No wonder independent economists have walked away from the hot seat, but this will have international repercussions.

In a major dent to the image of the NDA government as well as the credibility of the governance of the national monetary system, the Reserve Bank governor Urjit Patel put in his papers, nine months before the end of his scheduled tenure. He cited personal reasons for his resignation, but it is clear from his action — coming just four days ahead of RBI’s crucial board meeting — that he has chosen to walk away because of increasing interference in the workings of the RBI. The relations between the country’s central bank and the government have been fraught for a few months now with major questions arising about the pulling of strings with regard to getting RBI to hand over some of its considerable reserves in order to plug the fiscal deficit and also ease lending norms to a large body of small and medium enterprises, which have been under financial and liquidity pressures.

There had been credible rumours for months about Patel’s impending departure from the bank where he had served as deputy governor under Raghuram Rajan and as an independent governor since September 2016 after the former refused to seek an extension of his term. The reluctant governor had been convinced into staying on after a long meeting on November 19 when all important issues were said to have been thrashed out with the bank agreeing to ease a bit of liquidity. Coming in the wake of Patel’s deputy having made public the attempts of government to step on the RBI’s toes with regard to money and credit policies, it did appear a compromise had been struck and peace had been bought. It is, however, clear as crystal that Patel has been troubled by the pressures brought on by the rulers with regard to bending their way to suit their perceptions on fiscal management ahead of crucial national general elections and about the state of the economy itself.

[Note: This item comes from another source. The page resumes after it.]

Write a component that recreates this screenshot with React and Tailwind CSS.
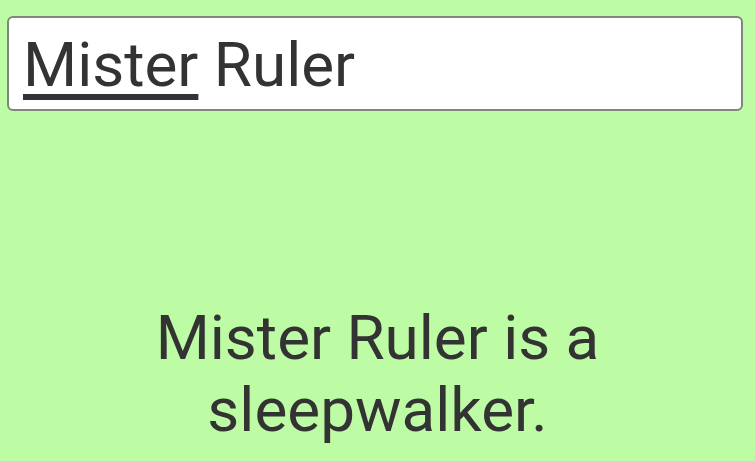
import React from 'react';

const App = () => {
  return (
    <div className="w-full h-[461px] bg-[#bdfca4] overflow-hidden flex flex-col" style={{ fontFamily: 'Roboto, sans-serif' }}>
      <div className="ml-[7px] mr-[12px] mt-[16px] h-[95px] bg-white border-2 border-[#7f867c] rounded-[6px] flex items-center pl-[14px]">
        <span className="text-[62px] leading-none text-[#333333] whitespace-nowrap pt-[2px]">
          <span className="underline decoration-[6px] underline-offset-[8px] decoration-[#333333]">Mister</span> Ruler
        </span>
      </div>
      <div className="mt-[191px] text-center text-[62px] leading-[72px] text-[#333333] px-[130px]">
        Mister Ruler is a sleepwalker.
      </div>
    </div>
  );
};

export default App;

The autonomy of the central bank is the crucial issue here. What does it say of the nation when we have lost one glittering economist who was made to feel unwanted after one term and another studious economist who was a bulwark of RBI, besides losing a chief economic adviser who did not see eye to eye with the Prime Minister and his plenipotentiaries. It is the government’s vested interest in forcing the RBI to take economic decisions to suit its political objectives that is the culprit. The responsibility of the regulatory bank is to do with the Indian macroeconomy and its place in the global order of things and its functions include tending to trade and currency fluctuations and tackling imbalances.

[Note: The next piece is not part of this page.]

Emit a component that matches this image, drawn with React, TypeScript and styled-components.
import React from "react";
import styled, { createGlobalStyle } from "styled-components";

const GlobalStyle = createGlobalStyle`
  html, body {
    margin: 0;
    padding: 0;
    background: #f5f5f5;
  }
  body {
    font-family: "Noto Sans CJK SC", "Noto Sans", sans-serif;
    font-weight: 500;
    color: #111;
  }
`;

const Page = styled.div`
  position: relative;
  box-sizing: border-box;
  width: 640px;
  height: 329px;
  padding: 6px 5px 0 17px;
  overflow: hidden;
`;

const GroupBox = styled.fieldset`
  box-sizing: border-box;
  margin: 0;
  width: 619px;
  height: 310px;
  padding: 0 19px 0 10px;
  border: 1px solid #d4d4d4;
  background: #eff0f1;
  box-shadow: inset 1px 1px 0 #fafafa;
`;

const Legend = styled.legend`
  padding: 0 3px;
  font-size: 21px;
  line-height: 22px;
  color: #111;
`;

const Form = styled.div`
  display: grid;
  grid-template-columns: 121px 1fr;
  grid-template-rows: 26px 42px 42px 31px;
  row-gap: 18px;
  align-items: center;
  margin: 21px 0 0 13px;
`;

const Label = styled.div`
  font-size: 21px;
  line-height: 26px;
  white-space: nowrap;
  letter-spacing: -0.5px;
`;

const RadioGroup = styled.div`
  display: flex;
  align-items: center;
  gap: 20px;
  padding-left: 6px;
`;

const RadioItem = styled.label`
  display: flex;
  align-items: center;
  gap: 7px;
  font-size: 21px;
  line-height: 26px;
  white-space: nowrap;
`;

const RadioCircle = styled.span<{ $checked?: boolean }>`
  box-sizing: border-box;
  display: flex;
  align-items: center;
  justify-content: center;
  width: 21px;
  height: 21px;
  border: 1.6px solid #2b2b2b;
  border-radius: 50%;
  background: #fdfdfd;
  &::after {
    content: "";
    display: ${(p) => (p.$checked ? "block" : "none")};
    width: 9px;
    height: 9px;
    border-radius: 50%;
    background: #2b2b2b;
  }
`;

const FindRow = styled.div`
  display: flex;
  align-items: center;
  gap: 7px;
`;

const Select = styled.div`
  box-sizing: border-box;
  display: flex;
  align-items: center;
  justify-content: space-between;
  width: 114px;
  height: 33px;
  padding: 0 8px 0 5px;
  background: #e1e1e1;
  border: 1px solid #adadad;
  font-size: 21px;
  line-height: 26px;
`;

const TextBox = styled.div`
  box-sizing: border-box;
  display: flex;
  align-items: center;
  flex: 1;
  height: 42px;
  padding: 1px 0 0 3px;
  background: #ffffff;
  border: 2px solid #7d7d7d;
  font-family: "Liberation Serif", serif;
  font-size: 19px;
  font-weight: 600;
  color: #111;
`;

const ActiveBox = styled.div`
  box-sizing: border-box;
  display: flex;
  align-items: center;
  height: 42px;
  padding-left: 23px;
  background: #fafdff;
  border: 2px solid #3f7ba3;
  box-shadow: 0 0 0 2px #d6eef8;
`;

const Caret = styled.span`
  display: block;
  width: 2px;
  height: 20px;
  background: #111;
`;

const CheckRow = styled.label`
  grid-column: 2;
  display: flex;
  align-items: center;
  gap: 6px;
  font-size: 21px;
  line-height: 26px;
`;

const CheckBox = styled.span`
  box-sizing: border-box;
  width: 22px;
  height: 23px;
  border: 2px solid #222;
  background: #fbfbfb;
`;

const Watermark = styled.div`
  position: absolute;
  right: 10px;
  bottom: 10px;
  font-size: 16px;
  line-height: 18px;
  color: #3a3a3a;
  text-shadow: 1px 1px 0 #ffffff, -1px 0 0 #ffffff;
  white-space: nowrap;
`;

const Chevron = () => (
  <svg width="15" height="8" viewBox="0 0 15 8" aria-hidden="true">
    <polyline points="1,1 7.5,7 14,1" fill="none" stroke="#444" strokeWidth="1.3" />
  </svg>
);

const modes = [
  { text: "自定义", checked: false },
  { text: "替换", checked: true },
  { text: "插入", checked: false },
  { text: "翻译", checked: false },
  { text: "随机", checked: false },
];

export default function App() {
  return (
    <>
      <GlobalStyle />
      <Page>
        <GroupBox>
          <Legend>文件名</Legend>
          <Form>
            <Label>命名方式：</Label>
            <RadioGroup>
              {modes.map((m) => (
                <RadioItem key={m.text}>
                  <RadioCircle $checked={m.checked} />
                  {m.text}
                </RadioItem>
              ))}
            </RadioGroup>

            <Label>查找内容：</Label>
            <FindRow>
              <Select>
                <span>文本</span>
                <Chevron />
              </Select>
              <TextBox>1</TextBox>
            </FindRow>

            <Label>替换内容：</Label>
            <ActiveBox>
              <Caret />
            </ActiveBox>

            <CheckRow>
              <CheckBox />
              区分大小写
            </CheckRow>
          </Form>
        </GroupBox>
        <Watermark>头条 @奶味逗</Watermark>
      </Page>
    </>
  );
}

It appears the rulers, in a desperate hurry, kept pressing for lower repo rates, greater liquidity and easy loans in order to fuel the growth they wanted essentially for political reasons. The regulator was being badgered in an unseemly manner, perhaps even with the invoking of Section 7 of the RBI Act, to dance to the tunes of political masters. No wonder independent economists have walked away from the hot seat, but this will have international repercussions.